The City Paper takes a look at the Purcell years. Unfortunately much of the piece focuses on Internal Service Fees (yes, the phrase is capitalized in the story) in Metro government and how tough that made it for Council members to follow spending. Yawn. Do the presence or absence of Internal Service Fees make or break the greatness of a city?
If one were to talk about Purcell's legacy, why not talk about the growth of the neighborhood focus that he either tapped into or unleashed? The number of neighborhood forums that the mayoral candidates had to endure alone should be evidence that something is different and ought to be analyzed.

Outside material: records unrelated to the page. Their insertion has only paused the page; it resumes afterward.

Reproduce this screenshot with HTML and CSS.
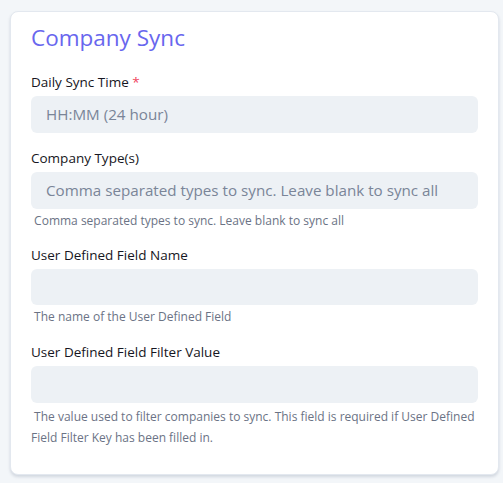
FILE: index.html
```html
<!DOCTYPE html>
<html lang="en">
<head>
<meta charset="utf-8">
<title>Company Sync</title>
<link rel="stylesheet" href="styles.css">
</head>
<body>
<div class="card">
  <h2 class="title">Company Sync</h2>
  <div class="group g1">
    <label class="label">Daily Sync Time <span class="req">*</span></label>
    <input class="input" type="text" placeholder="HH:MM (24 hour)">
  </div>
  <div class="group">
    <label class="label">Company Type(s)</label>
    <input class="input" type="text" placeholder="Comma separated types to sync. Leave blank to sync all">
    <div class="help">&nbsp;Comma separated types to sync. Leave blank to sync all</div>
  </div>
  <div class="group g3">
    <label class="label">User Defined Field Name</label>
    <input class="input" type="text">
    <div class="help">&nbsp;The name of the User Defined Field</div>
  </div>
  <div class="group last">
    <label class="label">User Defined Field Filter Value</label>
    <input class="input" type="text">
    <div class="help">&nbsp;The value used to filter companies to sync. This field is required if User Defined Field Filter Key has been filled in.</div>
  </div>
</div>
</body>
</html>
```
FILE: styles.css
```css
* { box-sizing: border-box; }
html, body { margin: 0; padding: 0; }
body {
  background: #f3f6f9;
  font-family: "Open Sans", "DejaVu Sans", sans-serif;
  padding: 11px 4px 9px 10px;
}
.card {
  background: #ffffff;
  border: 1px solid #e3e8ef;
  border-radius: 8px;
  box-shadow: 0 2px 3px rgba(60, 80, 110, 0.18);
  padding: 12px 20px 28px 20px;
  height: 464px;
}
.title {
  margin: 0 0 20px 0;
  font-size: 22.5px;
  line-height: 28px;
  font-weight: 500;
  color: #6866ee;
}
.group {
  display: flex;
  flex-direction: column;
  margin-bottom: 14px;
}
.group.g1 { margin-bottom: 15.5px; }
.group.g3 { margin-bottom: 15px; }
.group.last { margin-bottom: 0; }
.label {
  font-size: 13.5px;
  line-height: 20px;
  color: #161622;
  font-weight: 500;
  margin-bottom: 4px;
}
.req { color: #f0445c; }
.input {
  height: 36.5px;
  border: none;
  border-radius: 6px;
  background: #edf1f5;
  padding: 0 15px;
  font-family: inherit;
  font-size: 15.2px;
  color: #333;
  outline: none;
  width: 100%;
}
.input::placeholder { color: #7a8598; }
.help {
  font-size: 12px;
  line-height: 21px;
  color: #6b7385;
  margin-top: 1px;
}
.last .help { margin-top: 3px; }
```
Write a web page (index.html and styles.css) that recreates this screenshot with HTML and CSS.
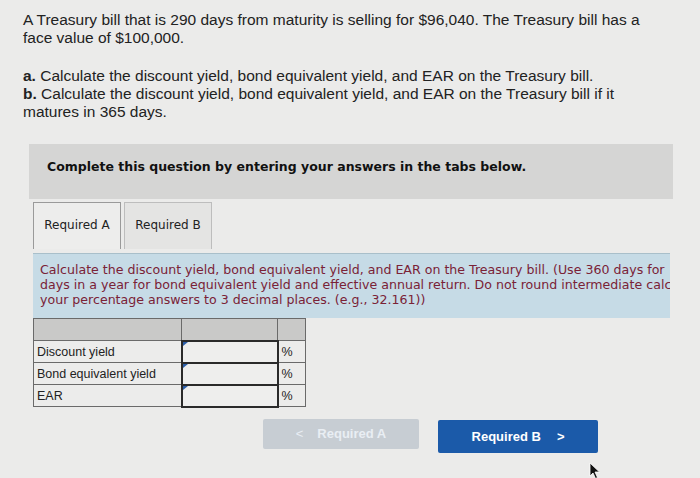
FILE: index.html
```html
<!DOCTYPE html>
<html>
<head>
<meta charset="utf-8">
<link rel="stylesheet" href="styles.css">
</head>
<body>
<div class="page">
  <div class="question">
    <p class="para">A Treasury bill that is 290 days from maturity is selling for $96,040. The Treasury bill has a<br>face value of $100,000.</p>
    <p class="para parts"><b>a.</b> Calculate the discount yield, bond equivalent yield, and EAR on the Treasury bill.<br><b>b.</b> Calculate the discount yield, bond equivalent yield, and EAR on the Treasury bill if it<br>matures in 365 days.</p>
  </div>
  <div class="banner">Complete this question by entering your answers in the tabs below.</div>
  <div class="tabs">
    <div class="tab active">Required A</div>
    <div class="tab">Required B</div>
  </div>
  <div class="instr">
    <div class="line">Calculate the discount yield, bond equivalent yield, and EAR on the Treasury bill. (Use 360 days for</div>
    <div class="line">days in a year for bond equivalent yield and effective annual return. Do not round intermediate calc</div>
    <div class="line">your percentage answers to 3 decimal places. (e.g., 32.161))</div>
  </div>
  <table class="grid">
    <tr class="head"><td class="c1"></td><td class="c2"></td><td class="c3"></td></tr>
    <tr><td class="c1">Discount yield</td><td class="c2 inp"><span class="tri"></span></td><td class="c3">%</td></tr>
    <tr><td class="c1">Bond equivalent yield</td><td class="c2 inp"><span class="tri"></span></td><td class="c3">%</td></tr>
    <tr><td class="c1">EAR</td><td class="c2 inp"><span class="tri"></span></td><td class="c3">%</td></tr>
  </table>
  <div class="nav">
    <div class="btn prev"><span class="chev">&lt;</span>Required A</div>
    <div class="btn next">Required B<span class="chev">&gt;</span></div>
  </div>
  <svg class="cursor" width="12" height="18" viewBox="0 0 12 18"><path d="M1 1 L1 14 L4 11 L6.5 16.5 L8.5 15.5 L6 10 L10.5 10 Z" fill="#111" stroke="#fff" stroke-width="0.8"/></svg>
</div>
</body>
</html>
```
FILE: styles.css
```css
html, body { margin: 0; padding: 0; }
body { background: #ebebea; width: 700px; height: 478px; overflow: hidden; }
.page { position: relative; width: 700px; height: 478px; }
.question { padding: 11px 0 0 23px; font-family: "Liberation Sans", Arial, sans-serif; font-size: 15.5px; line-height: 18px; color: #222; }
.para { margin: 0; }
.parts { margin-top: 20px; }
.parts b { font-weight: bold; }
.banner { margin: 23px 0 0 29px; width: 644px; height: 55px; background: #d5d5d4; box-sizing: border-box; padding: 15px 0 0 18px; font-family: "DejaVu Sans", Verdana, sans-serif; font-weight: bold; font-size: 12.5px; color: #111; }
.tabs { display: flex; gap: 3px; margin: 3px 0 0 33px; height: 47px; }
.tab { width: 88px; box-sizing: border-box; border: 1px solid #bdbdbd; border-bottom: none; background: #e4e4e3; font-family: "DejaVu Sans", Verdana, sans-serif; font-size: 12px; color: #222; padding-top: 15px; text-align: center; }
.tab.active { background: #ededec; border-color: #9a9a9a; }
.instr { margin: 4px 0 0 33px; width: 637px; height: 65px; box-sizing: border-box; background: #c6dbe6; border-top: 1px solid #a9bfca; padding: 8px 0 0 7px; font-family: "DejaVu Sans", Verdana, sans-serif; font-size: 12.6px; line-height: 15px; color: #7a2236; overflow: hidden; }
.line { white-space: nowrap; overflow: hidden; }
.grid { margin: 0 0 0 33px; border-collapse: collapse; font-family: "Liberation Sans", Arial, sans-serif; font-size: 12.5px; color: #222; }
.grid td { border: 1px solid #6a6a6a; height: 22px; padding: 0 0 0 3px; box-sizing: border-box; background: #ececeb; }
.grid .head td { background: #c9c9c8; height: 22px; }
.c1 { width: 148px; }
.c2 { width: 96px; }
.c3 { width: 28px; padding-left: 3px; }
.grid .inp { border: 2px solid #2a2a2a; position: relative; background: #eeeeed; }
.tri { position: absolute; left: 0; top: 0; width: 0; height: 0; border-top: 4px solid #2b5ea8; border-right: 5px solid transparent; }
.nav { display: flex; align-items: flex-start; gap: 19px; margin: 11px 0 0 263px; }
.btn { display: flex; align-items: center; justify-content: center; font-family: "Liberation Sans", Arial, sans-serif; font-weight: bold; font-size: 13px; border-radius: 2px; }
.prev { width: 156px; height: 30px; background: #c7cdd3; color: #e9eef3; }
.prev .chev { margin-right: 14px; font-weight: normal; }
.next { margin-top: 1px; width: 160px; height: 33px; background: #1b5aa9; color: #fff; }
.next .chev { margin-left: 16px; }
.cursor { position: absolute; left: 589px; top: 462px; }
```
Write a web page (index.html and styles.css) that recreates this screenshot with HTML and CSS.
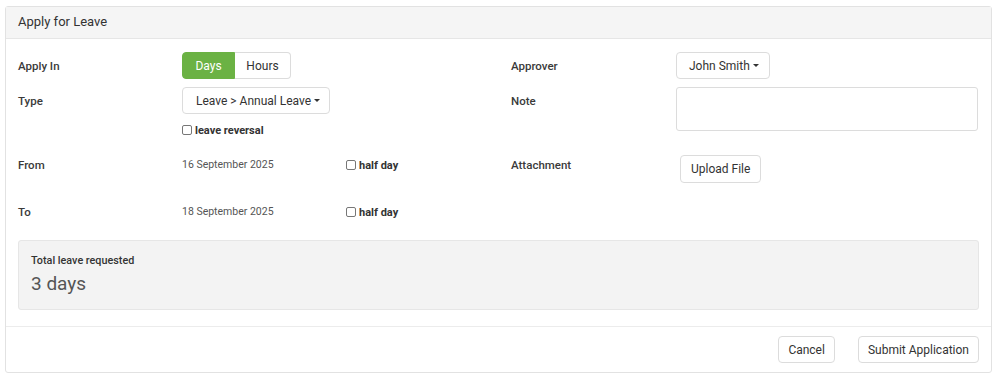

What about diversity issues? During Purcell's two terms, Nashville saw an amazing increase in our immigrant population--Latino, Kurdish, North African, etc. Did the city put in place structures to make that transition easier or more difficult?
Why not mention a couple of courageous stands he took in his last years like vetoing the English only ordinance or blocking the law that would have restricted the display of niche newspapers in the name of some vague notion of cleaning up clutter? Purcell ended up being something of a First Amendment Mayor. But to talk about that would mean we would have to focus on the substance of policy instead of the Byzantine world of procedures and processes. Ugh.
Of course, in the GLBT community, the debate continues about his legacy on equality issues. On the one hand he appointed staff and members of commissions (including Human Relations) who were out. To his credit, he also didn't try to hinder then Law Director Karl Dean from issuing the opinion that the Human Relations Commission could investigate charges of discrimination based on sexual orientation (the issue of gender identity was not addressed) without the need for a non-discrimination ordinance. But there are also many in our community who maintain that he offered no leadership when the ordinance was being debated in Council, even though he campaigned and raised money vigorously in our community. And I suspect that we will continue to debate that legacy whether the media decides to mention it or not.